▸ What you will do
Go through the data below and copy it exactly, skipping every picture.
* begin *
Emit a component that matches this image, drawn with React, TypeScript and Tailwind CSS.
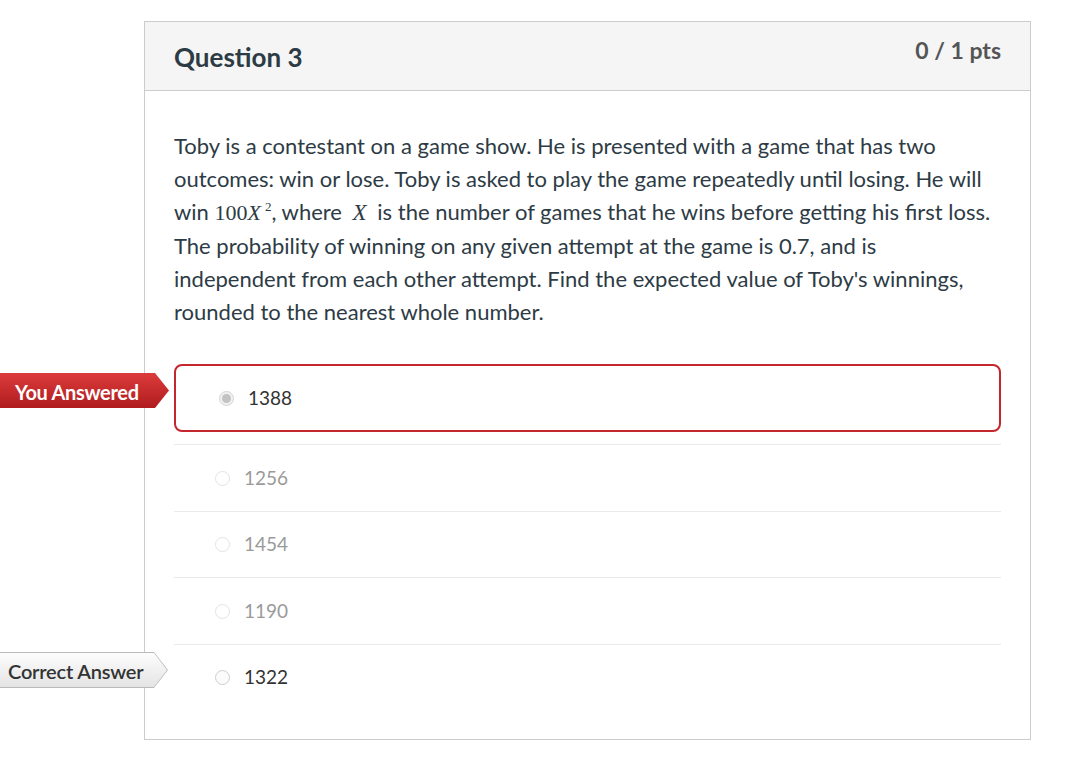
import React from "react";

const font = { fontFamily: "Lato, 'Open Sans', sans-serif" };

function YouAnsweredTag() {
  return (
    <div
      className="absolute right-[calc(100%+7px)] top-[7px] h-[35px] w-[169px] bg-gradient-to-b from-[#dc3b3b] to-[#b01b1e] [clip-path:polygon(0_0,155px_0,100%_50%,155px_100%,0_100%)]"
    >
      <span className="absolute left-[15px] top-[4px] text-[20px] font-bold tracking-[-0.3px] text-white">
        You Answered
      </span>
    </div>
  );
}

function CorrectTag() {
  return (
    <div className="absolute right-[calc(100%+6px)] top-[7px] h-[36px] w-[169px] bg-[#b9b9b9] [clip-path:polygon(0_0,155px_0,100%_50%,155px_100%,0_100%)]">
      <div className="absolute inset-[1px] bg-gradient-to-b from-[#fdfdfd] to-[#e4e4e4] [clip-path:polygon(0_0,154px_0,100%_50%,154px_100%,0_100%)]" />
      <span className="absolute left-[9px] top-[4px] text-[20px] font-semibold tracking-[-0.2px] text-[#333]">
        Correct Answer
      </span>
    </div>
  );
}

function Radio({ selected, dark }: { selected?: boolean; dark?: boolean }) {
  if (selected) {
    return (
      <span className="flex h-[15px] w-[15px] items-center justify-center rounded-full border border-[#d4d4d4] bg-[#f2f2f2]">
        <span className="h-[9px] w-[9px] rounded-full bg-[#c3c3c3]" />
      </span>
    );
  }
  return (
    <span
      className={
        dark
          ? "h-[15px] w-[15px] rounded-full border border-[#cfcfcf] bg-[#fbfbfb]"
          : "h-[15px] w-[15px] rounded-full border border-[#e3e3e3] bg-white"
      }
    />
  );
}

const others = [
  { value: "1256", h: "h-[67px]" },
  { value: "1454", h: "h-[66px]" },
  { value: "1190", h: "h-[67px]" },
];

export default function App() {
  return (
    <div className="min-h-[762px] bg-white pl-[144px] pt-[21px] text-[#2d3b45]" style={font}>
      <div className="w-[887px] border border-[#c9cdd0]">
        <div className="flex h-[69px] items-start justify-between border-b border-[#c9cdd0] bg-[#f5f5f5] pl-[29px] pr-[29px]">
          <h2 className="mt-[17px] text-[26px] font-bold leading-[36px]">Question 3</h2>
          <span className="mt-[12px] text-[23px] font-bold leading-[32px] text-[#555]">0 / 1 pts</span>
        </div>

        <div className="pb-[29px] pl-[29px] pr-[29px] pt-[38px]">
          <p className="text-[22px] leading-[33px]">
            Toby is a contestant on a game show. He is presented with a game that has two outcomes: win or lose.
            Toby is asked to play the game repeatedly until losing. He will win{" "}
            <span className="font-['Liberation_Serif',serif] text-[22px]">
              100<i>X</i>
              <span className="relative -top-[9px] ml-[4px] text-[13px] leading-none">2</span>
            </span>
            , where{" "}
            <i className="mx-[5px] font-['Liberation_Serif',serif] text-[23px]">X</i> is the number of games that he
            wins before getting his first loss. The probability of winning on any given attempt at the game is 0.7,
            and is independent from each other attempt. Find the expected value of Toby's winnings, rounded to the
            nearest whole number.
          </p>

          <div className="mt-[36px]">
            <div className="relative flex h-[68px] items-center rounded-[8px] border-2 border-[#c4262e] pl-[43px]">
              <YouAnsweredTag />
              <Radio selected />
              <span className="ml-[14px] text-[19px] text-[#333]">1388</span>
            </div>
            <div className="h-[12px]" />
            {others.map((o) => (
              <div key={o.value} className={`flex items-center border-t border-[#e8eaec] pl-[41px] ${o.h}`}>
                <Radio />
                <span className="ml-[14px] text-[19px] text-[#9a9a9a]">{o.value}</span>
              </div>
            ))}
            <div className="relative flex h-[66px] items-center border-t border-[#e8eaec] pl-[41px]">
              <CorrectTag />
              <Radio dark />
              <span className="ml-[14px] text-[19px] text-[#333]">1322</span>
            </div>
          </div>
        </div>
      </div>
    </div>
  );
}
* end *
▸ Solution for this problem
Emit a component that matches this image, drawn with React, TypeScript and Tailwind CSS.
import React from "react";

const font = { fontFamily: "Lato, 'Open Sans', sans-serif" };

function YouAnsweredTag() {
  return (
    <div
      className="absolute right-[calc(100%+7px)] top-[7px] h-[35px] w-[169px] bg-gradient-to-b from-[#dc3b3b] to-[#b01b1e] [clip-path:polygon(0_0,155px_0,100%_50%,155px_100%,0_100%)]"
    >
      <span className="absolute left-[15px] top-[4px] text-[20px] font-bold tracking-[-0.3px] text-white">
        You Answered
      </span>
    </div>
  );
}

function CorrectTag() {
  return (
    <div className="absolute right-[calc(100%+6px)] top-[7px] h-[36px] w-[169px] bg-[#b9b9b9] [clip-path:polygon(0_0,155px_0,100%_50%,155px_100%,0_100%)]">
      <div className="absolute inset-[1px] bg-gradient-to-b from-[#fdfdfd] to-[#e4e4e4] [clip-path:polygon(0_0,154px_0,100%_50%,154px_100%,0_100%)]" />
      <span className="absolute left-[9px] top-[4px] text-[20px] font-semibold tracking-[-0.2px] text-[#333]">
        Correct Answer
      </span>
    </div>
  );
}

function Radio({ selected, dark }: { selected?: boolean; dark?: boolean }) {
  if (selected) {
    return (
      <span className="flex h-[15px] w-[15px] items-center justify-center rounded-full border border-[#d4d4d4] bg-[#f2f2f2]">
        <span className="h-[9px] w-[9px] rounded-full bg-[#c3c3c3]" />
      </span>
    );
  }
  return (
    <span
      className={
        dark
          ? "h-[15px] w-[15px] rounded-full border border-[#cfcfcf] bg-[#fbfbfb]"
          : "h-[15px] w-[15px] rounded-full border border-[#e3e3e3] bg-white"
      }
    />
  );
}

const others = [
  { value: "1256", h: "h-[67px]" },
  { value: "1454", h: "h-[66px]" },
  { value: "1190", h: "h-[67px]" },
];

export default function App() {
  return (
    <div className="min-h-[762px] bg-white pl-[144px] pt-[21px] text-[#2d3b45]" style={font}>
      <div className="w-[887px] border border-[#c9cdd0]">
        <div className="flex h-[69px] items-start justify-between border-b border-[#c9cdd0] bg-[#f5f5f5] pl-[29px] pr-[29px]">
          <h2 className="mt-[17px] text-[26px] font-bold leading-[36px]">Question 3</h2>
          <span className="mt-[12px] text-[23px] font-bold leading-[32px] text-[#555]">0 / 1 pts</span>
        </div>

        <div className="pb-[29px] pl-[29px] pr-[29px] pt-[38px]">
          <p className="text-[22px] leading-[33px]">
            Toby is a contestant on a game show. He is presented with a game that has two outcomes: win or lose.
            Toby is asked to play the game repeatedly until losing. He will win{" "}
            <span className="font-['Liberation_Serif',serif] text-[22px]">
              100<i>X</i>
              <span className="relative -top-[9px] ml-[4px] text-[13px] leading-none">2</span>
            </span>
            , where{" "}
            <i className="mx-[5px] font-['Liberation_Serif',serif] text-[23px]">X</i> is the number of games that he
            wins before getting his first loss. The probability of winning on any given attempt at the game is 0.7,
            and is independent from each other attempt. Find the expected value of Toby's winnings, rounded to the
            nearest whole number.
          </p>

          <div className="mt-[36px]">
            <div className="relative flex h-[68px] items-center rounded-[8px] border-2 border-[#c4262e] pl-[43px]">
              <YouAnsweredTag />
              <Radio selected />
              <span className="ml-[14px] text-[19px] text-[#333]">1388</span>
            </div>
            <div className="h-[12px]" />
            {others.map((o) => (
              <div key={o.value} className={`flex items-center border-t border-[#e8eaec] pl-[41px] ${o.h}`}>
                <Radio />
                <span className="ml-[14px] text-[19px] text-[#9a9a9a]">{o.value}</span>
              </div>
            ))}
            <div className="relative flex h-[66px] items-center border-t border-[#e8eaec] pl-[41px]">
              <CorrectTag />
              <Radio dark />
              <span className="ml-[14px] text-[19px] text-[#333]">1322</span>
            </div>
          </div>
        </div>
      </div>
    </div>
  );
}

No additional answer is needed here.